2017-11-03 / Commentary

Changing Plans

It’s not a criticism; It’s an observation
Mike Cox

The latest Jason Isbell album: The Nashville Sound, has a cut titled “Molotov.” The song tells of a young man finishing high school, becoming a man, and how he sees his future. As the song progresses, the man’s life takes a different, more ordinary, turn. Like so many of us, it turns out.

The song has a nice beat and is easy for the kids to dance to; I give it an 85. If this reference confuses you, ask your grandparents for help. If you’re one of the grandparents, Google Dick Clark and American Bandstand. I also favor the song because it is relatively easy to play, and if I make adjustments for the incredible voice range Mr. Isbell has, easy to sing. I do have to isolate myself in the Man Room and make sure both tiny dogs are equipped with noise canceling headphones per the court order issued to prevent cruelty to animals.

The chorus begins:

“I broke a promise to myself to ride the throttle till the wheels came off. Burn out like a Molotov in the night sky.” I thought I was the only one whose plans were excessive and then made a sharp right turn to sanity. Except for my high school buddy Nick. Both of us were in bands in high school. We were born three days apart, registered for the military draft together, and talked several times about living the cool life of bachelorhood for a long time after school ended.

In retrospect, I think many young men who attended classmates’ funerals courtesy of Viet Nam probably strongly considered living a short, exciting life that ends with a fiery crash.

My dad thought a lot of Nick until a few months after graduation when he dropped by the house one day on his way out of town.

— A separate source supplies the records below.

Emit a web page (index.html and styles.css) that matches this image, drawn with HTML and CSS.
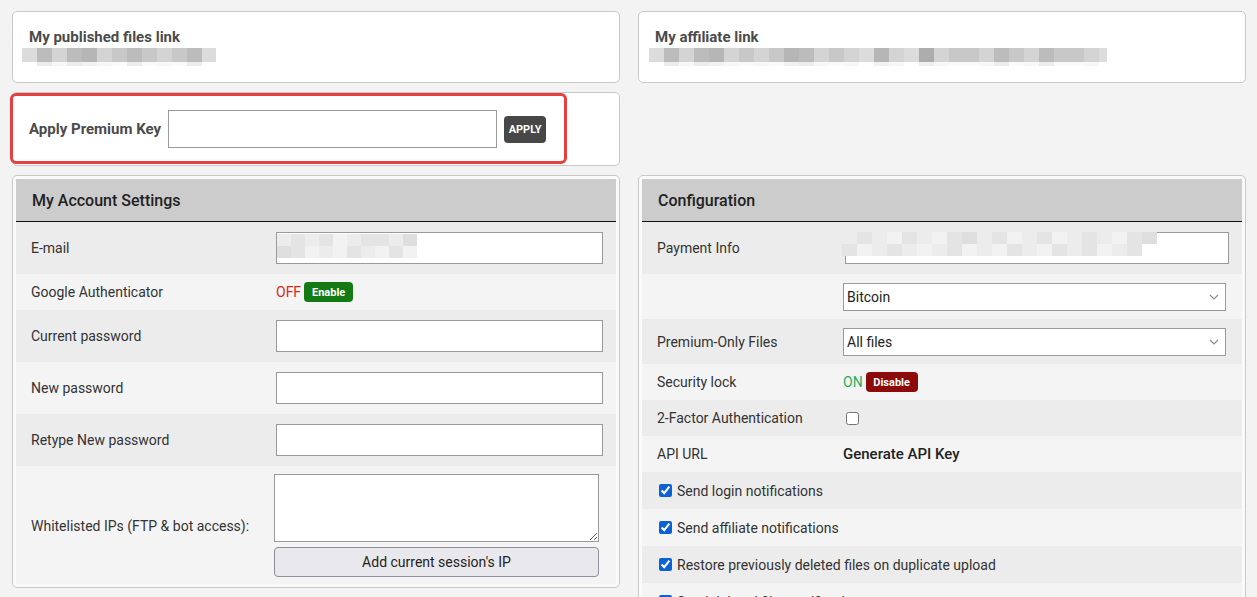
FILE: index.html
```html
<!DOCTYPE html>
<html lang="en">
<head>
<meta charset="utf-8">
<title>Account</title>
<link rel="stylesheet" href="styles.css">
</head>
<body>
<div class="page">
  <section class="card link-card">
    <div class="card-title">My published files link</div>
    <div class="blur blur-pub">
      <i class="c5"></i><i class="c2"></i><i class="c1"></i><i class="c2"></i><i class="c4"></i><i class="c1"></i><i class="c3"></i><i class="c2"></i><i class="c3"></i><i class="c1"></i><i class="c3"></i><i class="c2"></i><i class="c5"></i>
    </div>
  </section>
  <section class="card link-card">
    <div class="card-title">My affiliate link</div>
    <div class="blur blur-aff">
      <i class="c5"></i><i class="c2"></i><i class="c1"></i><i class="c2"></i><i class="c4"></i><i class="c1"></i><i class="c3"></i><i class="c1"></i><i class="c3"></i><i class="c4"></i><i class="c2"></i><i class="c1"></i><i class="c3"></i><i class="c1"></i><i class="c5"></i><i class="c4"></i><i class="c1"></i><i class="c5"></i><i class="c6"></i><i class="c1"></i><i class="c3"></i><i class="c3"></i><i class="c1"></i><i class="c2"></i><i class="c3"></i><i class="c1"></i><i class="c2"></i><i class="c3"></i><i class="c3"></i><i class="c1"></i><i class="c5"></i>
    </div>
  </section>
  <section class="card apply-card">
    <label class="apply-label" for="pk">Apply Premium Key</label>
    <input class="apply-input" id="pk" type="text">
    <button class="apply-btn" type="button">APPLY</button>
    <div class="highlight"></div>
  </section>
  <div class="empty"></div>

  <section class="panel">
    <h2 class="panel-head">My Account Settings</h2>
    <div class="rows rows-left">
      <div class="row row-input">
        <div class="lbl">E-mail</div>
        <div class="ctl">
          <div class="field-wrap">
            <input class="field" type="text">
            <div class="blur2 blur-mail">
              <div><i class="l1"></i><i class="l2"></i><i class="l1"></i><i class="l2"></i><i class="l3"></i><i class="l1"></i><i class="l2"></i><i class="l2"></i><i class="l1"></i><i class="l4"></i></div>
              <div><i class="l4"></i><i class="l2"></i><i class="l3"></i><i class="l1"></i><i class="l3"></i><i class="l2"></i><i class="l1"></i><i class="l3"></i><i class="l2"></i><i class="l3"></i></div>
            </div>
          </div>
        </div>
      </div>
      <div class="row row-status">
        <div class="lbl">Google Authenticator</div>
        <div class="ctl"><span class="off">OFF</span><button class="pill pill-green" type="button">Enable</button></div>
      </div>
      <div class="row row-input">
        <div class="lbl">Current password</div>
        <div class="ctl"><input class="field" type="password"></div>
      </div>
      <div class="row row-input">
        <div class="lbl">New password</div>
        <div class="ctl"><input class="field" type="password"></div>
      </div>
      <div class="row row-input">
        <div class="lbl">Retype New password</div>
        <div class="ctl"><input class="field" type="password"></div>
      </div>
      <div class="row row-ips">
        <div class="lbl">Whitelisted IPs (FTP &amp; bot access):</div>
        <div class="ctl ctl-stack">
          <textarea class="ips"></textarea>
          <button class="add-ip" type="button">Add current session's IP</button>
        </div>
      </div>
    </div>
  </section>

  <section class="panel">
    <h2 class="panel-head">Configuration</h2>
    <div class="rows rows-right">
      <div class="row row-input">
        <div class="lbl">Payment Info</div>
        <div class="ctl">
          <div class="field-wrap">
            <input class="field field-pay" type="text">
            <div class="blur2 blur-pay">
              <div><i class="l1"></i><i class="l2"></i><i class="l1"></i><i class="l3"></i><i class="l2"></i><i class="l1"></i><i class="l3"></i><i class="l2"></i><i class="l4"></i><i class="l1"></i><i class="l2"></i><i class="l3"></i><i class="l1"></i><i class="l2"></i><i class="l3"></i><i class="l1"></i><i class="l2"></i><i class="l1"></i><i class="l3"></i><i class="l2"></i><i class="l4"></i></div>
              <div><i class="l2"></i><i class="l3"></i><i class="l1"></i><i class="l2"></i><i class="l1"></i><i class="l3"></i><i class="l1"></i><i class="l2"></i><i class="l3"></i><i class="l1"></i><i class="l3"></i><i class="l2"></i><i class="l1"></i><i class="l3"></i><i class="l2"></i><i class="l1"></i><i class="l2"></i><i class="l3"></i><i class="l1"></i><i class="l2"></i></div>
            </div>
          </div>
        </div>
      </div>
      <div class="row row-select">
        <div class="lbl"></div>
        <div class="ctl">
          <div class="select-wrap">
            <select class="sel"><option>Bitcoin</option></select>
            <svg class="chev" width="10" height="6" viewBox="0 0 10 6"><path d="M1 1l4 4 4-4" fill="none" stroke="#8a8a8a" stroke-width="1.2"/></svg>
          </div>
        </div>
      </div>
      <div class="row row-select">
        <div class="lbl">Premium-Only Files</div>
        <div class="ctl">
          <div class="select-wrap">
            <select class="sel"><option>All files</option></select>
            <svg class="chev" width="10" height="6" viewBox="0 0 10 6"><path d="M1 1l4 4 4-4" fill="none" stroke="#8a8a8a" stroke-width="1.2"/></svg>
          </div>
        </div>
      </div>
      <div class="row row-status">
        <div class="lbl">Security lock</div>
        <div class="ctl"><span class="on">ON</span><button class="pill pill-red" type="button">Disable</button></div>
      </div>
      <div class="row row-status">
        <div class="lbl">2-Factor Authentication</div>
        <div class="ctl"><input class="chk" type="checkbox"></div>
      </div>
      <div class="row row-status">
        <div class="lbl">API URL</div>
        <div class="ctl"><span class="gen">Generate API Key</span></div>
      </div>
      <div class="row-check"><input class="chk" type="checkbox" checked><span>Send login notifications</span></div>
      <div class="row-check"><input class="chk" type="checkbox" checked><span>Send affiliate notifications</span></div>
      <div class="row-check"><input class="chk" type="checkbox" checked><span>Restore previously deleted files on duplicate upload</span></div>
      <div class="row-check"><input class="chk" type="checkbox" checked><span>Send deleted files notifications</span></div>
    </div>
  </section>
</div>
</body>
</html>
```
FILE: styles.css
```css
* { box-sizing: border-box; }
html, body { margin: 0; }
body {
  background: #f3f3f3;
  font-family: Roboto, "Liberation Sans", sans-serif;
  font-size: 14px;
  color: #333;
}
.page {
  display: grid;
  grid-template-columns: 608px 608px;
  column-gap: 18px;
  row-gap: 9px;
  padding: 11px 0 20px 12px;
  align-items: start;
}
.card {
  background: #fff;
  border: 1px solid #c9c9c9;
  border-radius: 5px;
}
.link-card {
  height: 72px;
  padding: 16px 16px;
}
.card-title {
  font-weight: 700;
  font-size: 15px;
  line-height: 18px;
  color: #4b4b4b;
}
.blur {
  display: flex;
  margin: 2px 0 0 -7px;
  height: 18px;
  overflow: hidden;
}
.blur-pub { width: 194px; }
.blur-aff { width: 458px; margin-left: -6px; }
.blur i { flex: none; width: 15px; height: 18px; }
.c1 { background: linear-gradient(#d4d4d4 0 14px, #f7f7f7 14px); }
.c2 { background: linear-gradient(#bcbcbc 0 14px, #ececec 14px); }
.c3 { background: linear-gradient(#c8c8c8 0 14px, #fafafa 14px); }
.c4 { background: linear-gradient(#b6b6b6 0 14px, #f1f1f1 14px); }
.c5 { background: linear-gradient(#dcdcdc 0 14px, #ffffff 14px); }
.c6 { background: linear-gradient(#adadad 0 14px, #efefef 14px); }

.apply-card {
  position: relative;
  height: 74px;
  display: flex;
  align-items: center;
  padding: 0 16px;
}
.apply-label {
  font-weight: 700;
  font-size: 15px;
  color: #4b4b4b;
  margin-right: 7px;
}
.apply-input {
  width: 329px;
  height: 38px;
  border: 1px solid #9a9a9a;
  margin: 0 7px 0 0;
  background: #fff;
}
.apply-btn {
  width: 42px;
  height: 27px;
  border: none;
  border-radius: 4px;
  background: #474747;
  color: #fff;
  font-family: Roboto, "Liberation Sans", sans-serif;
  font-weight: 700;
  font-size: 11px;
  padding: 0;
}
.highlight {
  position: absolute;
  left: -3px;
  top: 0;
  width: 557px;
  height: 71px;
  border: 3px solid #e63f3f;
  border-radius: 6px;
  pointer-events: none;
}

.panel {
  background: #fafafa;
  border: 1px solid #c9c9c9;
  border-radius: 5px;
  padding: 3px;
}
.panel-head {
  margin: 0;
  height: 43px;
  background: #cccccc;
  border-bottom: 1px solid #111;
  padding-left: 16px;
  display: flex;
  align-items: center;
  font-size: 16px;
  font-weight: 500;
  color: #222;
}
.row {
  display: grid;
  align-items: center;
}
.rows-left .row { grid-template-columns: 245px 1fr; }
.rows-right .row { grid-template-columns: 186px 1fr; }
.rows > :nth-child(odd) { background: #ececec; }
.rows > :nth-child(even) { background: #f4f4f4; }
.lbl { padding-left: 15px; color: #333; }
.ctl {
  padding: 0 13px 0 15px;
  display: flex;
  align-items: center;
}
.row-input { height: 52px; }
.row-select { height: 45px; }
.row-status { height: 36px; }
.row-ips { padding: 8px 0 7px; }

.field-wrap { position: relative; width: 100%; }
.field {
  display: block;
  width: 100%;
  height: 32px;
  border: 1px solid #9a9a9a;
  background: #fff;
  margin: 0;
}
.field-pay { margin-left: 2px; width: calc(100% - 2px); }
.blur2 {
  position: absolute;
  display: flex;
  flex-direction: column;
  pointer-events: none;
}
.blur2 div { display: flex; }
.blur2 i { flex: none; width: 15px; height: 12px; }
.blur-mail { left: 1px; top: 2px; }
.blur-mail i { width: 14px; }
.blur-pay { left: -1px; top: 0; }
.l1 { background: #ececec; }
.l2 { background: #e4e4e4; }
.l3 { background: #f2f2f2; }
.l4 { background: #dedede; }

.off { color: #d42a1c; }
.on { color: #1fae5c; }
.pill {
  margin-left: 3px;
  height: 20px;
  border: none;
  border-radius: 4px;
  color: #fff;
  font-family: Roboto, "Liberation Sans", sans-serif;
  font-weight: 700;
  font-size: 11px;
  padding: 0 7px;
}
.pill-green { background: #147b14; width: 49px; }
.pill-red { background: #8d0a0a; width: 52px; }

.ctl-stack {
  flex-direction: column;
  align-items: stretch;
  gap: 5px;
}
.ips {
  display: block;
  margin: 0 0 0 -2px;
  width: calc(100% - 2px);
  height: 68px;
  border: 1px solid #9a9a9a;
  background: #fff;
  resize: vertical;
}
.add-ip {
  margin: 0 0 0 -2px;
  width: calc(100% - 2px);
  height: 30px;
  border: 1px solid #8f8f9d;
  border-radius: 4px;
  background: #e9e9ed;
  color: #222;
  font-family: Roboto, "Liberation Sans", sans-serif;
  font-size: 14px;
}

.select-wrap { position: relative; width: 383px; }
.sel {
  display: block;
  width: 100%;
  height: 28px;
  appearance: none;
  -webkit-appearance: none;
  border: 1px solid #9a9a9a;
  border-radius: 0;
  background: #fff;
  padding: 0 0 0 3px;
  font-family: Roboto, "Liberation Sans", sans-serif;
  font-size: 14px;
  color: #222;
}
.chev {
  position: absolute;
  right: 7px;
  top: 11px;
  pointer-events: none;
}
.chk {
  width: 13px;
  height: 13px;
  margin: 0 0 0 3px;
  accent-color: #0b62d6;
}
.gen {
  font-weight: 500;
  font-size: 15px;
  color: #222;
}
.row-check {
  height: 37px;
  display: flex;
  align-items: center;
  padding-left: 17px;
  gap: 5px;
}
.row-check .chk { margin: 0; }
```
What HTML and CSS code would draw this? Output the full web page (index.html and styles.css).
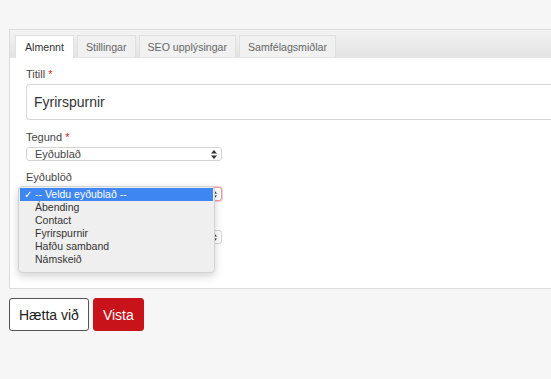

He had grown a full beard and shoulder length hair since graduation night and scared the Bejeezus out of Dad, especially when I acted alarmed as Nick walked up the sidewalk.

The evolving idea of freedom in the late 60s and Nick’s Greek heritage made him look extremely scary to an old man dealing with a changing world. I ’fessed up before Dad was able to locate shotgun shells. Nick would give a fortune for that hair right now.

Sometime during that time frame we made a pact to meet in five years, and whichever one was still unmarried would get a free dinner from the other. I was married by that Thanksgiving, and my first son was born on the next one. Nick was dating a girl named Dee at the time. They are still married.

The first time I heard “Molotov” I thought immediately of Nick. We exchange emails from time to time and promise each other we’ll get together. I’ll make the trip to Traverse City, Michigan, or he’ll call the next time he’s visiting kinfolks in Greenville. But we’re running short on time.

Funny how life works out. I wouldn’t change a thing that happened. My children alone cancel anything that might have been. I’m pretty sure Nick feels the same.

Although burning out like a Molotov sounds fun at this point.